What does the future hold for the Scottish planning system? Image

What does the future hold for the Scottish planning system?

05 July 2017

What does the future hold for the Scottish planning system?

05 July 2017

Most of those involved with the Scottish planning system have been anticipating the Scottish Government’s final proposals for further planning reform to come forward later this year.  However, last Thursday (29 June) we were provided with an idea of what to expect in the form of a Position Statement

The statement discusses the proposed reforms following the consultation on Places, People and Planning earlier this year and is also subject to a consultation process until 11th August. Comments can be sent to Planningreview@scot.gov.

So what will be the consensus of opinion, a jump for joy at the prospect of what’s to come or a sigh of exasperation and a slump of the shoulders!?

In my view there are a number of commitments which stand out as very firm and clear agendas, they are: a push for strengthening the plan led system; empowering communities; the importance of housing and infrastructure delivery; and stronger leadership with more effective resourcing.

The Scottish Government sends a clear message that the planning system will be very much plan-led.  Within this objective there are a number of actions proposed such as the removal of Strategic Development Plans in favour of ‘partnership working’ and greater roles for national policy in the form of National Planning Framework (NPF) and Scottish Planning Policy (SPP). These proposals have the potential to streamline the plan-led system, but, there is a risk of over-centralisation and the prospect of local circumstances and development issues being missed.  The flexibility around the working partnerships could allow for more ambitious thinking and creativity but requires drive and enthusiasm to really become an effective means of moving forward. 

Extending the Local Development Plan (LDP) plan period to 10 years potentially provides greater certainty over how places will evolve, particularly for communities.  Nevertheless, there remains concern that it will result in plans becoming stagnant and outdated.  To counter this the Government proposes provisions to enable the review of LDPs within the 10 year periods. My concern however is that this initiative just creates more delays subject to the final decision on the circumstances and process for amending a plan within that 10 year period.

Delivery of development is highlighted and this is a positive feature.  We must move away from seeing legacy allocations maintain through LDPs with no realistic prospects for delivery.   

There is certainly sound logic in promoting a ‘Gatecheck’ process before a draft LDP is published.  This should remove the debate around such issues as housing requirements and supply from the current Examination process.  That said, those issues would have to be comprehensively resolved prior to proposing allocations in a plan, otherwise, the Examination remains an arena for debating such principles and the plan review process will not be any more efficient than it is now.
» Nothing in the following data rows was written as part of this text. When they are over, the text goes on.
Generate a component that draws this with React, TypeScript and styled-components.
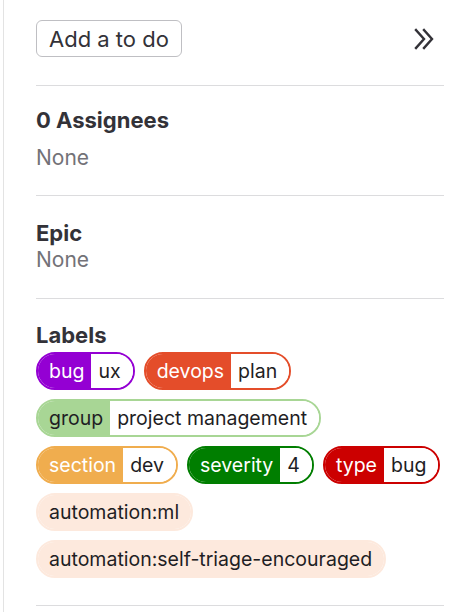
import { createGlobalStyle } from "styled-components";
import styled from "styled-components";

const GlobalStyle = createGlobalStyle`
    html, body {
        margin: 0;
        padding: 0;
        background: #ffffff;
    }
    body {
        font-family: Inter, "Noto Sans", "Liberation Sans", sans-serif;
        color: #333238;
    }
`

const Sidebar = styled.aside`
    margin-left: 3px;
    min-height: 612px;
    border-left: 1px solid #e3e3e3;
    padding: 0 30px 0 32px;
    box-sizing: border-box;
`

interface BlockProps {
    top: number
    bottom: number
}

const Block = styled.section<BlockProps>`
    padding-top: ${({ top }) => top}px;
    padding-bottom: ${({ bottom }) => bottom}px;
    border-bottom: 1px solid #dcdcde;
`

const TopRow = styled.div`
    display: flex;
    align-items: center;
    justify-content: space-between;
`

const TodoButton = styled.button`
    font-family: inherit;
    font-size: 22px;
    line-height: 26px;
    color: #333238;
    background: #fff;
    border: 1px solid #bfbfc3;
    border-radius: 6px;
    height: 37px;
    padding: 0 12px;
`

const Collapse = styled.button`
    border: none;
    background: none;
    padding: 0;
    margin-right: 9px;
    display: flex;
    color: #333238;
`

const Title = styled.h3`
    margin: 0;
    font-size: 22px;
    line-height: 26px;
    font-weight: 700;
    color: #333238;
`

interface ValueProps {
    gap: number
}

const Value = styled.div<ValueProps>`
    margin-top: ${({ gap }) => gap}px;
    font-size: 21px;
    line-height: 26px;
    color: #737278;
`

const LabelList = styled.div`
    margin-top: 4px;
    display: flex;
    flex-wrap: wrap;
    gap: 9px 9px;
`

interface PillProps {
    color: string
}

const Pill = styled.span<PillProps>`
    display: inline-flex;
    height: 38px;
    box-sizing: border-box;
    border: 2px solid ${({ color }) => color};
    border-radius: 19px;
    overflow: hidden;
    font-size: 19.5px;
    line-height: 34px;
    white-space: nowrap;
`

interface KeyProps {
    color: string
    text: string
    scoped: boolean
}

const Key = styled.span<KeyProps>`
    background: ${({ color }) => color};
    color: ${({ text }) => text};
    padding: 0 ${({ scoped }) => (scoped ? 7 : 12)}px 0 11px;
`

const Scope = styled.span`
    background: #fff;
    color: #1f1e24;
    padding: 0 12px 0 7px;
`

interface Label {
    name: string
    value?: string
    color: string
    text: string
}

const labels: Label[] = [
    { name: "bug", value: "ux", color: "#9400d3", text: "#fff" },
    { name: "devops", value: "plan", color: "#e44d2a", text: "#fff" },
    { name: "group", value: "project management", color: "#a8d695", text: "#1f1e24" },
    { name: "section", value: "dev", color: "#f0ad4e", text: "#fff" },
    { name: "severity", value: "4", color: "#007e00", text: "#fff" },
    { name: "type", value: "bug", color: "#cc0000", text: "#fff" },
    { name: "automation:ml", color: "#fde9dd", text: "#1f1e24" },
    { name: "automation:self-triage-encouraged", color: "#fde9dd", text: "#1f1e24" },
]

const ChevronsRight = () => (
    <svg width="22" height="22" viewBox="0 0 22 22" fill="none" stroke="currentColor" strokeWidth="2.4" strokeLinecap="square">
        <path d="M3 2l8 9-8 9" />
        <path d="M11 2l8 9-8 9" />
    </svg>
)

const App = () => {
    return (
        <>
            <GlobalStyle />
            <Sidebar>
                <Block top={20} bottom={28}>
                    <TopRow>
                        <TodoButton>Add a to do</TodoButton>
                        <Collapse aria-label="Collapse sidebar">
                            <ChevronsRight />
                        </Collapse>
                    </TopRow>
                </Block>
                <Block top={21} bottom={24}>
                    <Title>0 Assignees</Title>
                    <Value gap={12}>None</Value>
                </Block>
                <Block top={24} bottom={25}>
                    <Title>Epic</Title>
                    <Value gap={1}>None</Value>
                </Block>
                <Block top={23} bottom={27}>
                    <Title>Labels</Title>
                    <LabelList>
                        {labels.map((label) => (
                            <Pill color={label.color} key={label.name}>
                                <Key color={label.color} text={label.text} scoped={!!label.value}>
                                    {label.name}
                                </Key>
                                {label.value && <Scope>{label.value}</Scope>}
                            </Pill>
                        ))}
                    </LabelList>
                </Block>
            </Sidebar>
        </>
    )
}

export default App;
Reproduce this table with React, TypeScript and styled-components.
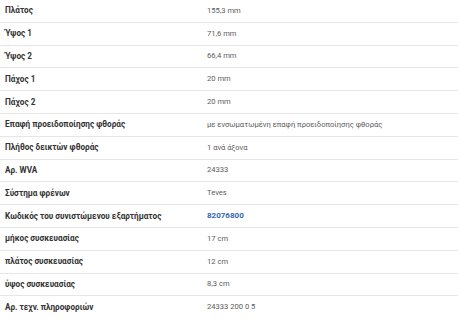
import styled, { createGlobalStyle } from "styled-components";

const GlobalStyle = createGlobalStyle`
    html, body {
        margin: 0;
        padding: 0;
        background: #ffffff;
    }
    body {
        font-family: Roboto, "Noto Sans", sans-serif;
    }
`;

type Spec = {
    label: string;
    value: string;
    link?: boolean;
};

const specs: Spec[] = [
    { label: "Πλάτος", value: "155,3 mm" },
    { label: "Ύψος 1", value: "71,6 mm" },
    { label: "Ύψος 2", value: "66,4 mm" },
    { label: "Πάχος 1", value: "20 mm" },
    { label: "Πάχος 2", value: "20 mm" },
    { label: "Επαφή προειδοποίησης φθοράς", value: "με ενσωματωμένη επαφή προειδοποίησης φθοράς" },
    { label: "Πλήθος δεικτών φθοράς", value: "1 ανά άξονα" },
    { label: "Αρ. WVA", value: "24333" },
    { label: "Σύστημα φρένων", value: "Teves" },
    { label: "Κωδικός του συνιστώμενου εξαρτήματος", value: "82076800", link: true },
    { label: "μήκος συσκευασίας", value: "17 cm" },
    { label: "πλάτος συσκευασίας", value: "12 cm" },
    { label: "ύψος συσκευασίας", value: "8,3 cm" },
    { label: "Αρ. τεχν. πληροφοριών", value: "24333 200 0 5" },
];

const App = () => {
    return (
        <>
            <GlobalStyle />
            <Table>
                {specs.map((s, i) => (
                    <Row key={s.label} $last={i === specs.length - 1}>
                        <Label>{s.label}</Label>
                        <Value $link={s.link}>{s.value}</Value>
                    </Row>
                ))}
            </Table>
        </>
    );
};

export default App;

const Table = styled.div`
    width: 458px;
    display: flex;
    flex-direction: column;
`;

const Row = styled.div<{ $last?: boolean }>`
    display: grid;
    grid-template-columns: 202px 1fr;
    align-items: center;
    height: 22.8px;
    padding-bottom: 1px;
    box-sizing: border-box;
    border-bottom: 1px solid ${(p) => (p.$last ? "transparent" : "#e6e6e6")};
`;

const Label = styled.div`
    padding-left: 5px;
    font-size: 8.2px;
    color: #333333;
    font-weight: 700;
    white-space: nowrap;
`;

const Value = styled.div<{ $link?: boolean }>`
    padding-left: 5px;
    font-size: ${(p) => (p.$link ? "8px" : "7.6px")};
    color: ${(p) => (p.$link ? "#3363b3" : "#5c5c5c")};
    font-weight: ${(p) => (p.$link ? 700 : 400)};
    white-space: nowrap;
`;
There is a concerted drive for community empowerment and engagement within a reformed planning system.  In theory this is a positive and sound aspiration.  More people should be involved in how their communities evolve.  However, this remains a contentious issue and one with the potential for causing extensive delays to development delivery.

The introduction of Place Plans and more extensive community engagement has the potential to run counter to the key objective of planning reform, which is to make the system more efficient.  To be effective for all, there must be a process of education amongst those representing communities in the planning process. All too often there is a starting point of ‘no development please’ at a local level and a real disrespect for, and distrust of, the development industry.  It is important that community representatives understand the developer and development industry generally otherwise these proposals will simply strengthen the hand of those who wish to prevent development at any cost.

It is not uncommon for community organisations to have their own agendas which are not aligned with the wider views of those they represent.  The ‘silent majority’ are not always heard in the development process, which reinforces that education is essential if community empowerment is to have a positive outcome.  

Unsurprisingly, housing and infrastructure delivery are key priorities of the Scottish Government and are given significant weight in the Position Statement.   There is often far too much debate around housing requirements and supply and as such, proposals to provide greater clarity and certainty are welcomed.  The intention appears to be that these matters will be addressed at a national level within NPF and SPP and the proposed removal of SPPs, which have up to now set the housing requirements for city regions, thus increasing the importance of getting it right from the top down.

It is good to see the prospect of a zoned approach to development. Ryden (in association with Brodies) was commissioned to undertake research for the Scottish Government into the use of Simplified Planning Zones (SPZs) and equivalent mechanisms outwith Scotland.  The aim being to assess the potential for a more flexible and more widely applicable land use zoning mechanism than SPZs provide at present.  This research is ongoing but will inform the Government’s final proposals.

The principle of ‘infrastructure first’ remains at the forefront of the Scottish Government’s reforms but it is clear that a lot more work is required before firm proposals for change can be identified.  The prospect of a national delivery group remains at this stage an aspiration. Moreover, the prospect of an infrastructure levy remains live, although there is no longer an intention to remove the right to modify planning obligations.

Finally, the Scottish Government remains committed to investing in a better and more efficient planning system through measures such as improving leadership and skills, increased charges for services and generally seeking to improve performance. Thus far, we have seen significant increases to planning fees brought forward and this will be followed by other revised charging structures. Whilst we would expect there to be support in principle from the development industry, this will only be on the basis that these increased charges bring forward a more efficient and better resourced planning system.